Throughout the film, Jack gets close to an American tourist named Elizabeth (Teresa Ganzel). Her daughter goes missing and Jack and Gil help looking for her. At this point, they encounter a few familiar horror film creatures. These include an oversensitive wolfman (Donald Gibb) and a nymphomaniac vampire named Odette (Geena Davis), among other twisted versions of what we’re used to. “Frankenstein” is the one that took Elizabeth’s daughter and they end up playing poker before Radu and Lupi capture him. Turns out that Doc Malavacqua created all the “monsters” to try and make up for his family’s name being tarnished and he’s legitimately trying to create normal lives for those seen as outcasts or freaks by the townspeople. But, do they take them in, or do they shun them even more? You’ll have to tune in to find out.

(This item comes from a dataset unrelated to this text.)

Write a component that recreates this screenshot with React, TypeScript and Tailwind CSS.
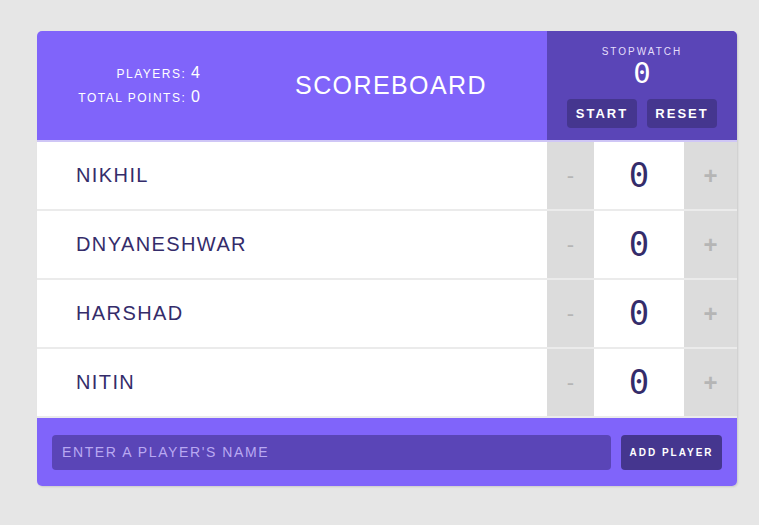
import React from "react"

const players = [
  { name: "Nikhil", score: 0 },
  { name: "Dnyaneshwar", score: 0 },
  { name: "Harshad", score: 0 },
  { name: "Nitin", score: 0 },
]

const sans = { fontFamily: '"Liberation Sans", Arial, sans-serif' }

export default function App() {
  const total = players.reduce((sum, p) => sum + p.score, 0)

  return (
    <div className="min-h-[525px] bg-[#e6e6e6] pt-[31px] pl-[37px]" style={sans}>
      <div className="w-[700px] overflow-hidden rounded-[5px] shadow-[1px_1px_2px_rgba(0,0,0,0.12)]">
        {/* Header */}
        <div className="flex h-[109px] bg-[#8064fa] border-b-2 border-[#cfc6f6] box-content">
          <div className="flex w-[198px] flex-col justify-center gap-[3px] pr-[35px] text-right text-white">
            <div className="leading-[19px]">
              <span className="text-[12px] tracking-[1.5px]">PLAYERS: </span>
              <span className="text-[16px]">{players.length}</span>
            </div>
            <div className="leading-[19px]">
              <span className="text-[12px] tracking-[1.5px]">TOTAL POINTS: </span>
              <span className="text-[16px]">{total}</span>
            </div>
          </div>
          <div className="flex flex-1 items-center justify-center">
            <h1 className="text-[25px] font-normal tracking-[1.4px] text-white">SCOREBOARD</h1>
          </div>
          <div className="flex w-[190px] flex-col items-center bg-[#5a45b7] pt-[15px]">
            <div className="text-[10px] leading-[12px] tracking-[2px] text-[#e4defb]">STOPWATCH</div>
            <div
              className="text-[29px] leading-[30px] text-white"
              style={{ fontFamily: '"DejaVu Sans Mono", monospace' }}
            >
              0
            </div>
            <div className="mt-[11px] flex gap-[10px]">
              <button className="h-[29px] w-[70px] rounded-[4px] bg-[#45368f] text-[13px] font-bold tracking-[2px] text-white">
                START
              </button>
              <button className="h-[29px] w-[70px] rounded-[4px] bg-[#45368f] text-[13px] font-bold tracking-[2px] text-white">
                RESET
              </button>
            </div>
          </div>
        </div>

        {/* Players */}
        {players.map((p) => (
          <div key={p.name} className="flex h-[69px] border-b-2 border-[#ebebeb] bg-white last:border-[#cfc6f6]">
            <div className="flex flex-1 items-center pl-[39px] pb-[1px] text-[20px] tracking-[1.4px] text-[#342c6a]">
              {p.name.toUpperCase()}
            </div>
            <div className="flex">
              <button className="w-[47px] bg-[#dcdcdc] text-[22px] text-[#b5b5b5]">-</button>
              <div
                className="flex w-[90px] items-center justify-center text-[34px] text-[#342c6a]"
                style={{ fontFamily: '"DejaVu Sans Mono", monospace' }}
              >
                {p.score}
              </div>
              <button className="w-[53px] bg-[#dcdcdc] text-[24px] font-bold text-[#b5b5b5]">+</button>
            </div>
          </div>
        ))}

        {/* Add player */}
        <div className="flex h-[68px] items-center gap-[10px] bg-[#8064fa] px-[15px]">
          <input
            placeholder="ENTER A PLAYER'S NAME"
            className="h-[35px] flex-1 rounded-[4px] bg-[#5a45b7] px-[10px] text-[14px] tracking-[1.6px] text-white placeholder-[#b9a9f2] outline-none"
          />
          <button className="h-[35px] w-[101px] rounded-[4px] bg-[#45368f] text-[10px] font-bold tracking-[2px] text-white">
            ADD PLAYER
          </button>
        </div>
      </div>
    </div>
  )
}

This was a very, moronic film, but in a mostly comedic way. During the whole thing I kept thinking that neither Frankenstein, Wolfman nor Mummy were set in Transylvania. Goldblum and Begley, Jr. were a decent comedy pair but the funniest parts were really between Byner and Kane’s Radu and Lupi. Their interactions were the definite highlight of the film. Richards was pretty funny, too, but that got old pretty quick.

The director Rudy De Luca stated, on the commentary, that this is tallest cast he had ever worked with, with Goldblum, Begley, Jones, Davis, Gibb, and Richards all standing over six feet tall. Rotten Tomatoes has this rated as 20% Rotten with an audience score of 42%. Not good. IMDb has it rated at 4.9 stars out of 10. That’s almost 50 percent, so I guess that’s better than RT’s scores. The all-star cast (albeit mostly B-list stars) should have had better performances than this, really. You wonder how people (read: production, financial backers, studios, etc.) can pump money into something so blatantly bad, am I right?

As I said before, it’s a ridiculously stupid movie and not very good at that. That’s evident with the reviews and ratings. It’s only available on Netflix‘s DVD.com and that’s how I watched it. If you want something that is indicative of silly ’80s film fare, with no real redeeming qualities but need something to pass some time with a chuckle here and there, then this is your film. I’m even going to say that I “liked” it, but not enough to give it more than 2.75 stars. Have you seen it? Do you agree or disagree? What would you like to see or hear me review? Let me know.

Until tomorrow, same blog channel…
Scorp out!

“Ooh, bazonkers! I never counted on bazonkers. I’m so content!” – Formerly Ugly Hattie (The Mummy)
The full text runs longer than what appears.